» Exercise prompt:
What is the count of lines that hold the word "table"? Give only the number.

» Information provided:
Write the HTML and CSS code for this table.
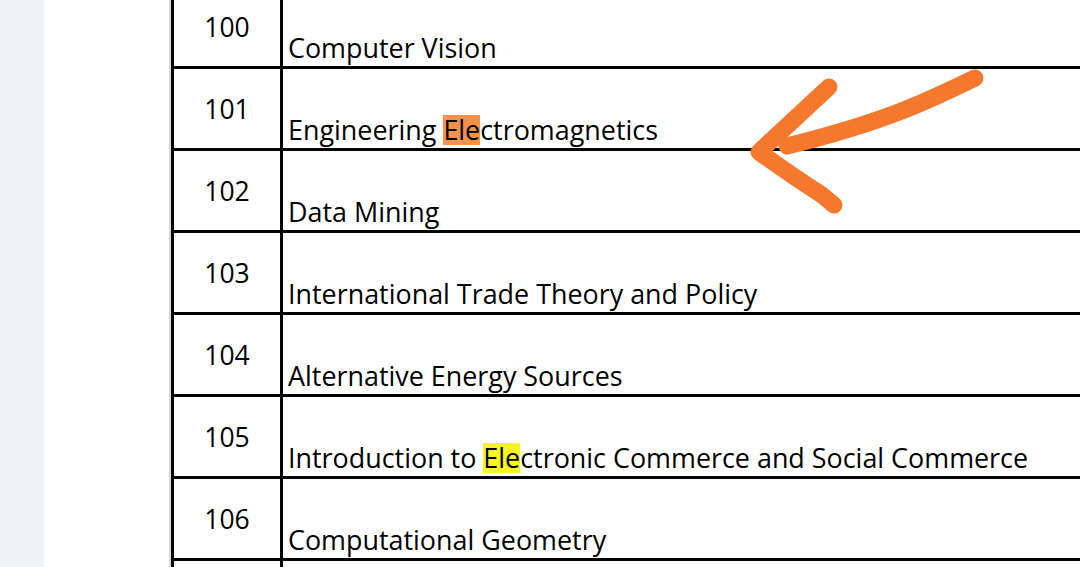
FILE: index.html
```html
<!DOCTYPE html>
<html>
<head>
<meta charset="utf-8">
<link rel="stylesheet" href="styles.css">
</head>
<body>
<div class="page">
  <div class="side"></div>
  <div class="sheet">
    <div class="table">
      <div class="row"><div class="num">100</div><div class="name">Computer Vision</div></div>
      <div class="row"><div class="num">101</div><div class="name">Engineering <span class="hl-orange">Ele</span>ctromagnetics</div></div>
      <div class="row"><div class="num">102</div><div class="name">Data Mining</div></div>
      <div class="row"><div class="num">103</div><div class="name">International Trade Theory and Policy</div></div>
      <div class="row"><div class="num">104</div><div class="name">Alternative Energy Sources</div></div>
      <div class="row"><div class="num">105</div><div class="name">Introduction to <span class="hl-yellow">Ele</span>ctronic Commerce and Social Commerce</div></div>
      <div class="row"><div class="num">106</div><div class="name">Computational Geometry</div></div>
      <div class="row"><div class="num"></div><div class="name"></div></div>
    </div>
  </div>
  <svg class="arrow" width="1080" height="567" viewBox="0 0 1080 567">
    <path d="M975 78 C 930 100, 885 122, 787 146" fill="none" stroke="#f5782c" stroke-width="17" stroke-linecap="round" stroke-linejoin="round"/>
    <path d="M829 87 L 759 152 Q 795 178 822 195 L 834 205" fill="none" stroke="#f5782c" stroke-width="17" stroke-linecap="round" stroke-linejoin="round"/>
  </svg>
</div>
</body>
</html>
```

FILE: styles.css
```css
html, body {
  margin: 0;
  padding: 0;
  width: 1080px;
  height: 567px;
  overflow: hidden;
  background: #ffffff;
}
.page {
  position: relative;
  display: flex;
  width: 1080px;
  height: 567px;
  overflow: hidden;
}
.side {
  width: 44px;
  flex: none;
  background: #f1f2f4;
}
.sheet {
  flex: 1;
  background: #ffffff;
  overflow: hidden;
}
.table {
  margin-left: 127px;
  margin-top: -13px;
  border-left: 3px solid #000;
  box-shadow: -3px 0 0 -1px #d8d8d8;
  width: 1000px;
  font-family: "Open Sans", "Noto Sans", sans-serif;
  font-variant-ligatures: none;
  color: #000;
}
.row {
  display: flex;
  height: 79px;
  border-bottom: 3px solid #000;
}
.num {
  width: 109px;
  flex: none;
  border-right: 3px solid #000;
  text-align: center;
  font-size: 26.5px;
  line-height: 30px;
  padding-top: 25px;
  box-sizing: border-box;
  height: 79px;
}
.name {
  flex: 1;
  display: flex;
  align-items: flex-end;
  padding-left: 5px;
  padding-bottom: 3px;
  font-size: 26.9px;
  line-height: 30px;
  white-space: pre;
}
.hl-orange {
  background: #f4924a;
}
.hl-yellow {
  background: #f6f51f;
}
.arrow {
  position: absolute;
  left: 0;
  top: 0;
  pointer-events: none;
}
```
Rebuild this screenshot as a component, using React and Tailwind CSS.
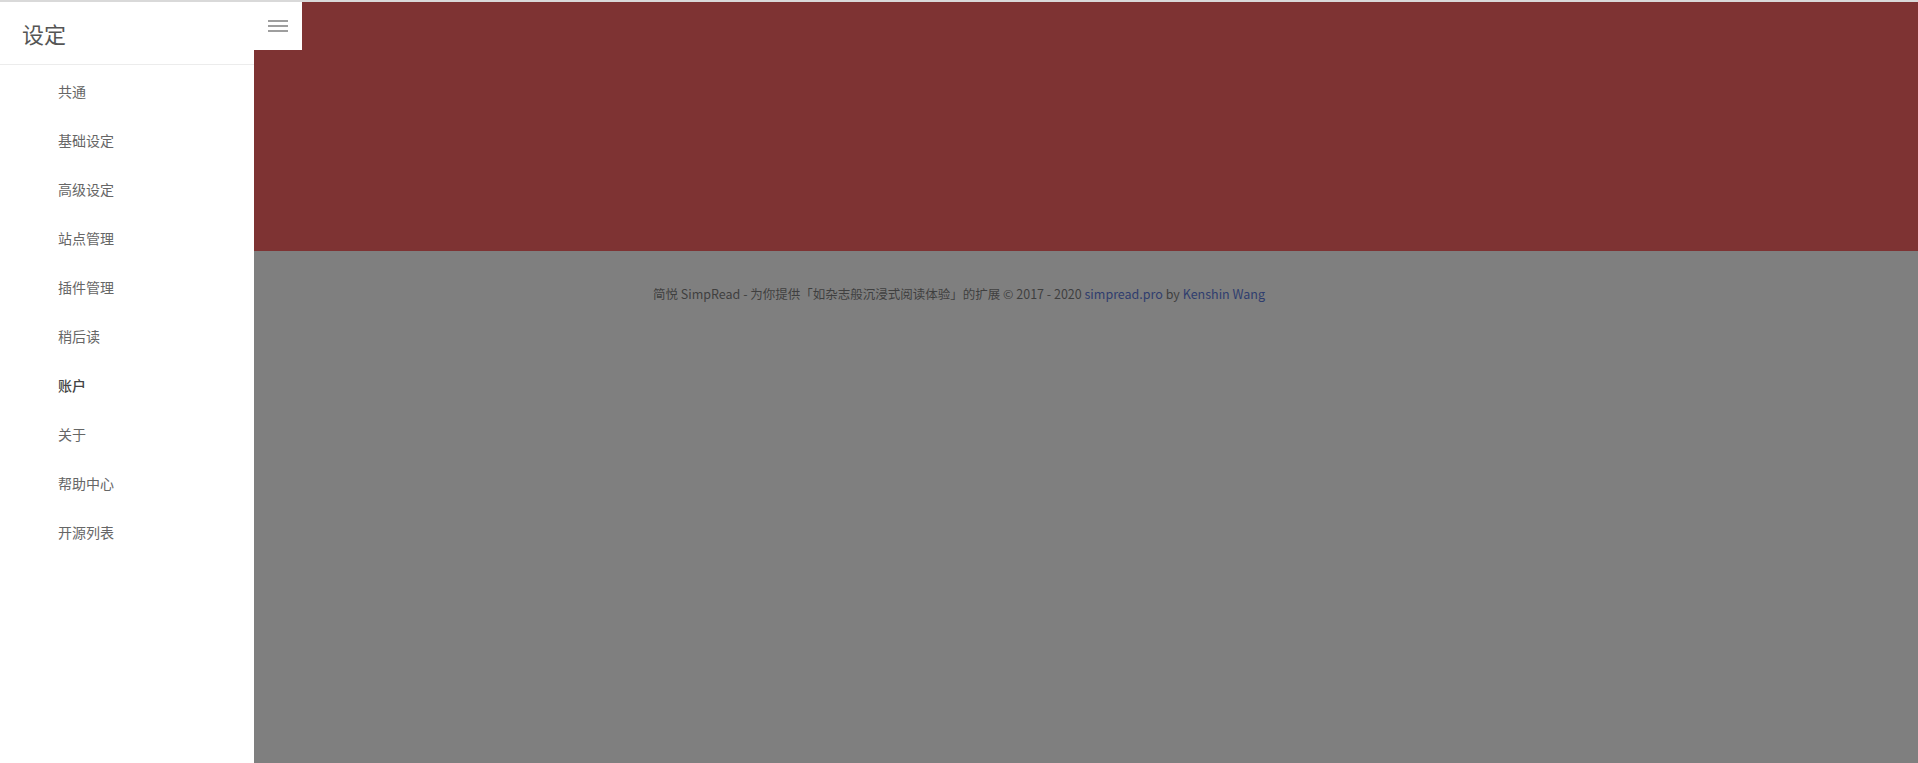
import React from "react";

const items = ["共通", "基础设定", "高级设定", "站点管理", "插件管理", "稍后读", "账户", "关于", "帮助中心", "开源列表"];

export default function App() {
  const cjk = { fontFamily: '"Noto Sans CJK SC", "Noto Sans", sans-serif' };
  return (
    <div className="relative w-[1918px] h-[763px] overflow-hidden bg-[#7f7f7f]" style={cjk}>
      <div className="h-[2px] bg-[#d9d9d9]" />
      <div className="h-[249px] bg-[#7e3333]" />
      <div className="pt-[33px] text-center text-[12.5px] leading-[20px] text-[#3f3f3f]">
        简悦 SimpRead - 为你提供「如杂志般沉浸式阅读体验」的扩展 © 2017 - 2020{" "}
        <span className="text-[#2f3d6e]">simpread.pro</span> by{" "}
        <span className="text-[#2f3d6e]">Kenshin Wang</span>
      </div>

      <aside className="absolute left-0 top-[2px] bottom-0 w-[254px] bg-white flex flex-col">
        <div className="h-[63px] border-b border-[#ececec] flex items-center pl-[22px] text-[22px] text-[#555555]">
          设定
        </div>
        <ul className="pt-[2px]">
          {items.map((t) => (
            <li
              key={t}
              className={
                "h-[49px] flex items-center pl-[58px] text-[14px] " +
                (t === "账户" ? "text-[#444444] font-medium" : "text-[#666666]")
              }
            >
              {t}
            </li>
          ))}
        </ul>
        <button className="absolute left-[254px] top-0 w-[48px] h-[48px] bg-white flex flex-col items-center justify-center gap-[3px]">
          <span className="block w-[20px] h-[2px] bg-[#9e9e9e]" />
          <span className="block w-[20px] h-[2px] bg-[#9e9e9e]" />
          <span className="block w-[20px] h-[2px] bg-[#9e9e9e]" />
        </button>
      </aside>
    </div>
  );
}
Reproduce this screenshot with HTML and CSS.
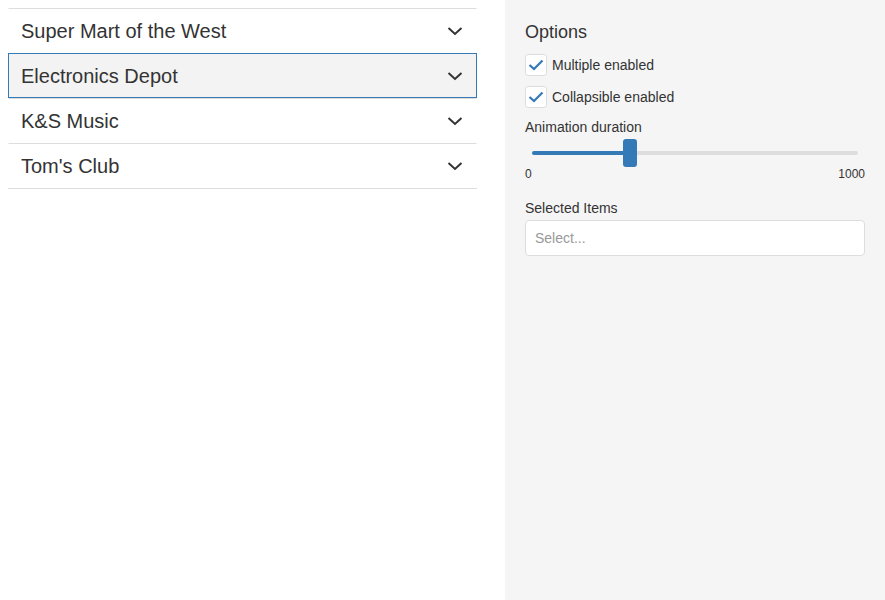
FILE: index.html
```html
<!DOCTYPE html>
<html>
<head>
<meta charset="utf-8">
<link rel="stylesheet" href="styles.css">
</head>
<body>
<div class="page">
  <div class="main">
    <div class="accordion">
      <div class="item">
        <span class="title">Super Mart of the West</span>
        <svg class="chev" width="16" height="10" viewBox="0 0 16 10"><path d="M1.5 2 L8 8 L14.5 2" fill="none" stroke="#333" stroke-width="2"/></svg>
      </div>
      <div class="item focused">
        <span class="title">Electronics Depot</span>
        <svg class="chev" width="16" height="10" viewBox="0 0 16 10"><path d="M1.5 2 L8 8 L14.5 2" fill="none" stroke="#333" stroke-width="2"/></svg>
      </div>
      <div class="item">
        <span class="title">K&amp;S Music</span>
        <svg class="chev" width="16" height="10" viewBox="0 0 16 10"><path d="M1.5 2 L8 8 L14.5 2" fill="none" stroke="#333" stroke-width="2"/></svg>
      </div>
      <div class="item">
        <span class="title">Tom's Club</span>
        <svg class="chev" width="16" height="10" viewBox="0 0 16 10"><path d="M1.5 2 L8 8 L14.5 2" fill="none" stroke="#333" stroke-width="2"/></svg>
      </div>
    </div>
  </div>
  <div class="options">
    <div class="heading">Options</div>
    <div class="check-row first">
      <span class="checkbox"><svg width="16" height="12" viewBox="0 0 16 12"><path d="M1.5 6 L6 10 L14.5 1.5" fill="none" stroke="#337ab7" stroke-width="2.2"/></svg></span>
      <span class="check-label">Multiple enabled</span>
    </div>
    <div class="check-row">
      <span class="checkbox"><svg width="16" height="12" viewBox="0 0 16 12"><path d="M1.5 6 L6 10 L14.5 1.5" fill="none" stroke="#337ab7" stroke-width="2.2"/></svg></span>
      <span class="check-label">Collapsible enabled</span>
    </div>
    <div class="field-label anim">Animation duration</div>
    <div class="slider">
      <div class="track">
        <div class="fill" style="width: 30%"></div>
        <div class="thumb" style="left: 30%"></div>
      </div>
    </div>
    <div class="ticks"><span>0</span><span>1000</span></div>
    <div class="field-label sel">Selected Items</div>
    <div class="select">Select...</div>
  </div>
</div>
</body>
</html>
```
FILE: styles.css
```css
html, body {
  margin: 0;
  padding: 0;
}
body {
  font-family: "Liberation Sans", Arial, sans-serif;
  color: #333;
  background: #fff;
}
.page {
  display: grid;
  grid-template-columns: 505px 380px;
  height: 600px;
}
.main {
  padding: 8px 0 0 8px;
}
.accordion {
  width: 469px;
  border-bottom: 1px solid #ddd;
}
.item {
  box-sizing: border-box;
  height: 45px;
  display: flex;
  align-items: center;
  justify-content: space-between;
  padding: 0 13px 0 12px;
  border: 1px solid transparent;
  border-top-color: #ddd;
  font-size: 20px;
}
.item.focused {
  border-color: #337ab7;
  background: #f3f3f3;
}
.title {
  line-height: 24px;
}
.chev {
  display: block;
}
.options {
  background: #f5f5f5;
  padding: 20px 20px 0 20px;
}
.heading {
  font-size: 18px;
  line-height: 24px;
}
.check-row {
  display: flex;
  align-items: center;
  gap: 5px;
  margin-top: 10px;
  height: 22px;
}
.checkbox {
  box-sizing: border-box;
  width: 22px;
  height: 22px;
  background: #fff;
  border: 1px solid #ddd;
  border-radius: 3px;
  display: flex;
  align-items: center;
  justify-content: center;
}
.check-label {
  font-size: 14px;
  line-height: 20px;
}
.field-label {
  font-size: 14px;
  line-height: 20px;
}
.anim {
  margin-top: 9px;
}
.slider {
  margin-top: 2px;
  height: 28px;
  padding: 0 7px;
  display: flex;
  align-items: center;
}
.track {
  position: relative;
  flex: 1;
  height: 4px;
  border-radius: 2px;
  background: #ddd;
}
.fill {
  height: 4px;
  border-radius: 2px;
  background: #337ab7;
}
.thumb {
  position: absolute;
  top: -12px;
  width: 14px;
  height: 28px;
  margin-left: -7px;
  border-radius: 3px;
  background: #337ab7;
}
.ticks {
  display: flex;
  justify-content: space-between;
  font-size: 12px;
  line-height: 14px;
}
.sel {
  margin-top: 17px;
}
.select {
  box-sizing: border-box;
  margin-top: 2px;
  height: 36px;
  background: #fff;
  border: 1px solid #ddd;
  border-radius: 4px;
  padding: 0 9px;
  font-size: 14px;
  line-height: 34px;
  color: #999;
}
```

» Exercise answer:
3